While the transforming character of higher education is evident in these numbers, the change in enrollments in only five years is particularly telling. Between 2005 and 2010, traditional public institutions’ enrollments grew by 13.9%, and traditional private institutions’ enrollments grew by 9.3%. By contrast, the enrollments in private, for-profit colleges and universities more than doubled, growing by 110%.
The shifting industry was also revealed in what is occurring at the community college level. Those schools classified as traditional associate’s colleges increased dramatically the extent to which they are awarding not just associates’ degrees but bachelors’ degrees as well. In 2005, 109 traditional associates’ colleges awarded bachelor’s degrees; in 2010, the number was 162, a 49% increase.

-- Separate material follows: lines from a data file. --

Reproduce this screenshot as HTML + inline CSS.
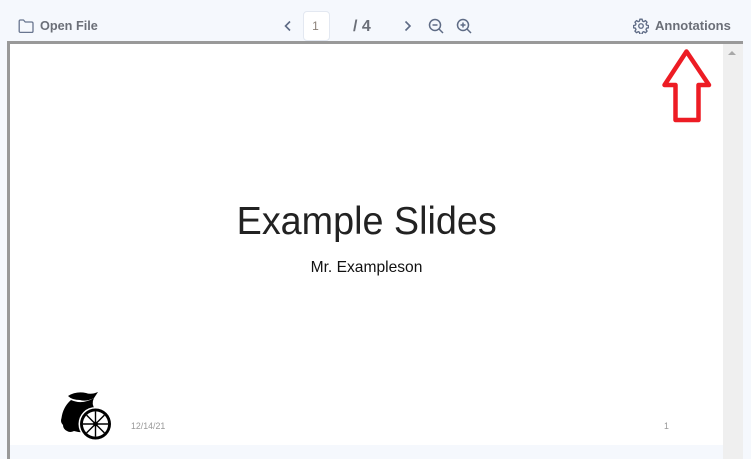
<!DOCTYPE html>
<html>
<head>
<meta charset="utf-8">
<style>
html,body{margin:0;padding:0}
body{width:751px;height:459px;overflow:hidden;background:#f5f8fd;position:relative;font-family:"Liberation Sans",sans-serif}
.abs{position:absolute}
.t{position:absolute;white-space:nowrap;font-weight:bold;color:#6b6f78}
</style>
</head>
<body>
<!-- viewer frame -->
<div class="abs" style="left:7px;top:41px;width:736px;height:3px;background:#999"></div>
<div class="abs" style="left:7px;top:41px;width:3px;height:418px;background:#999"></div>
<div class="abs" style="left:10px;top:44px;width:713px;height:401px;background:#fff"></div>
<div class="abs" style="left:10px;top:445px;width:713px;height:14px;background:#f5f8fd"></div>
<div class="abs" style="left:723px;top:44px;width:20px;height:415px;background:#efefef"></div>
<svg class="abs" style="left:726px;top:48px" width="12" height="8"><path d="M2 7L6 3L10 7Z" fill="#a8a8a8"/></svg>

<!-- toolbar -->
<svg class="abs" style="left:18px;top:18px" width="16" height="16" viewBox="0 0 16 16" fill="none" stroke="#68758f" stroke-width="1.3" stroke-linejoin="round"><path d="M1.2 3.2Q1.2 2 2.4 2H5.5L7.2 4H13.6Q15 4 15 5.4V13.2Q15 14.4 13.8 14.4H2.4Q1.2 14.4 1.2 13.2Z"/></svg>
<div class="t" style="left:40px;top:18px;font-size:12.7px;line-height:16px">Open File</div>

<svg class="abs" style="left:282px;top:19px" width="11" height="14" viewBox="0 0 11 14" fill="none" stroke="#5e6b85" stroke-width="1.6"><path d="M8 2.5L3.5 7L8 11.5"/></svg>
<div class="abs" style="left:303px;top:11px;width:25px;height:28px;background:#fff;border:1px solid #e3e8f1;border-radius:4px"></div>
<div class="abs" style="left:302px;top:18px;width:27px;text-align:center;font-size:12px;line-height:16px;color:#8a8078">1</div>
<div class="t" style="left:353px;top:18px;font-size:16px;line-height:18px">/ 4</div>
<svg class="abs" style="left:402px;top:19px" width="11" height="14" viewBox="0 0 11 14" fill="none" stroke="#5e6b85" stroke-width="1.6"><path d="M3.5 2.5L8 7L3.5 11.5"/></svg>
<svg class="abs" style="left:428px;top:18px" width="16" height="16" viewBox="0 0 16 16" fill="none" stroke="#5e6b85" stroke-width="1.5"><circle cx="7" cy="7" r="5.5"/><path d="M11 11L15 15M4.5 7H9.5"/></svg>
<svg class="abs" style="left:456px;top:18px" width="16" height="16" viewBox="0 0 16 16" fill="none" stroke="#5e6b85" stroke-width="1.5"><circle cx="7" cy="7" r="5.5"/><path d="M11 11L15 15M4.5 7H9.5M7 4.5V9.5"/></svg>

<svg class="abs" style="left:633px;top:18px" width="16" height="16" viewBox="0 0 24 24" fill="none" stroke="#5e6b85" stroke-width="2" stroke-linejoin="round"><circle cx="12" cy="12" r="3.4"/><path d="M10.3 1.8h3.4l.6 2.9 1.9.8 2.5-1.6 2.4 2.4-1.6 2.5.8 1.9 2.9.6v3.4l-2.9.6-.8 1.9 1.6 2.5-2.4 2.4-2.5-1.6-1.9.8-.6 2.9h-3.4l-.6-2.9-1.9-.8-2.5 1.6-2.4-2.4 1.6-2.5-.8-1.9-2.9-.6v-3.4l2.9-.6.8-1.9-1.6-2.5 2.4-2.4 2.5 1.6 1.9-.8z"/></svg>
<div class="t" style="left:655px;top:18px;font-size:13px;line-height:16px">Annotations</div>

<!-- red arrow -->
<svg class="abs" style="left:660px;top:48px" width="54" height="76" viewBox="0 0 54 76" fill="none" stroke="#ed1c24" stroke-width="4.5" stroke-linejoin="round"><path d="M26.5 3.5L4.5 37H15.5V72H38.5V37H49Z"/></svg>

<!-- slide content -->
<div class="abs" style="left:10px;top:199px;width:713px;text-align:center;font-size:38.5px;line-height:46px;color:#222"><span style="display:inline-block;transform:scaleX(.98)">Example Slides</span></div>
<div class="abs" style="left:10px;top:259px;width:713px;text-align:center;font-size:15.6px;line-height:18px;color:#111">Mr. Exampleson</div>
<div class="abs" style="left:131px;top:421px;font-size:8.8px;line-height:10px;color:#999">12/14/21</div>
<div class="abs" style="left:664px;top:421px;font-size:8.8px;line-height:10px;color:#999">1</div>

<!-- lemon logo -->
<svg class="abs" style="left:58px;top:390px" width="56" height="52" viewBox="0 0 56 52">
<path d="M10 6Q18 1 28 3Q33 5 40 2L36 8Q28 12 22 10Q14 10 10 6Z" fill="#000"/>
<path d="M13 10Q24 15 36 8Q33 14 37 19V34L30 42Q22 43 16 41Q12 43 9 41Q5 39 5 35Q2 32 3.5 28Q5 17 13 10Z" fill="#000"/>
<circle cx="37.5" cy="34" r="17" fill="#fff"/>
<circle cx="37.5" cy="34" r="15.5" fill="#000"/>
<circle cx="37.5" cy="34" r="12.6" fill="#fff"/>
<path d="M37.5 21.4V46.6M24.9 34H50.1M28.6 25.1L46.4 42.9M46.4 25.1L28.6 42.9" stroke="#000" stroke-width="1.4"/>
<circle cx="37.5" cy="34" r="2.4" fill="#000"/>
</svg>
</body>
</html>
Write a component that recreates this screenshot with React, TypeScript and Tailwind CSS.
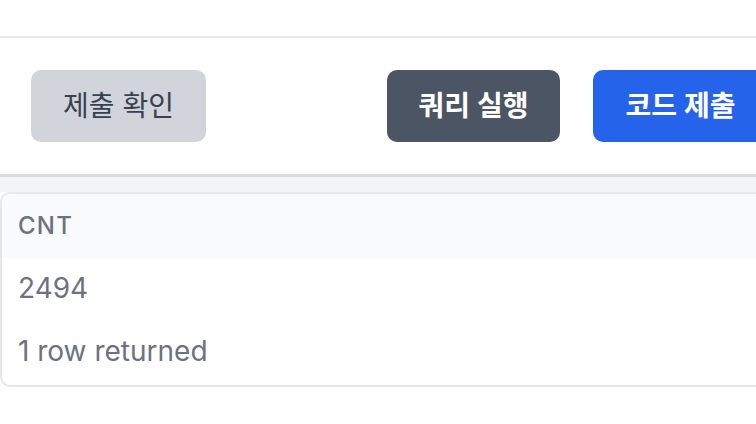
import React from 'react';

// 쿼리 결과 화면 (2배 확대 스크린샷 기준)

const FONT = { fontFamily: 'Inter, "Noto Sans CJK KR", sans-serif' };

export default function App() {
  return (
    <div className="w-[756px] h-[424px] overflow-hidden bg-white" style={FONT}>
      <div className="w-[799px]">
        {/* 상단 영역 */}
        <div className="h-[38px] border-b-2 border-[#e5e7eb]" />

        {/* 버튼 바 */}
        <div className="flex items-center justify-between px-[31px] py-[32px] border-b-[3px] border-[#dadbe0]">
          <button className="h-[72px] w-[175px] rounded-[10px] bg-[#d1d5db] text-[#374151] text-[28px] leading-[40px]">
            제출 확인
          </button>
          <div className="flex gap-[33px]">
            <button className="h-[72px] w-[173px] rounded-[10px] bg-[#4b5563] text-white font-semibold text-[28px] leading-[40px]">
              쿼리 실행
            </button>
            <button className="h-[72px] w-[175px] rounded-[10px] bg-[#2563eb] text-white font-semibold text-[28px] leading-[40px]">
              코드 제출
            </button>
          </div>
        </div>

        {/* 구분 영역 */}
        <div className="h-[15px] bg-[#f3f4f6]" />

        {/* 결과 테이블 */}
        <div className="border-2 border-[#e5e7eb] rounded-[10px] overflow-hidden">
          <div className="bg-[#f9fafb] px-[16px] py-[16px] text-[24px] leading-[32px] font-medium tracking-wider text-[#6b7280] uppercase">
            CNT
          </div>
          <div className="px-[16px] py-[10px] text-[28px] leading-[40px] text-[#6b7280]">2494</div>
          <div className="px-[16px] pt-[13px] pb-[14px] text-[28px] leading-[40px] text-[#6b7280]">
            1 row returned
          </div>
        </div>
      </div>
    </div>
  );
}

Norton Norris released a second study today on the for-profit industry – this time the study focused on the much-debated GAO report on for-profit education and what Norton Norris deems its “disingenuous and erroneous conclusions.” The Norton Norris report concluded that there were flagrant errors and misrepresentations in the GAO’s report even after the GAO issued a heavily amended and revised version of the study in November 2010.
In a press release, Norton Norris detailed its issues with the most recent version of the report:
- Throughout their report, the GAO shows it does not understand the difference between an academic year and a calendar year. As a result, five of their findings regarding program length and cost are completely wrong and do not even merit mention in the report.
- In one case, the GAO reports that an undercover applicant was told that getting a job “was a piece of cake” and that graduates from this school are making $120,000 to $130,000 per year. There is no evidence of this conversation in the recording.
- During another visit (mystery shop) the question of graduation rate was NEVER raised by the undercover agent but the report indicates a different scenario and states: “The college representative did not tell the graduation rate when asked directly.” This conversation simply does not exist on the recording.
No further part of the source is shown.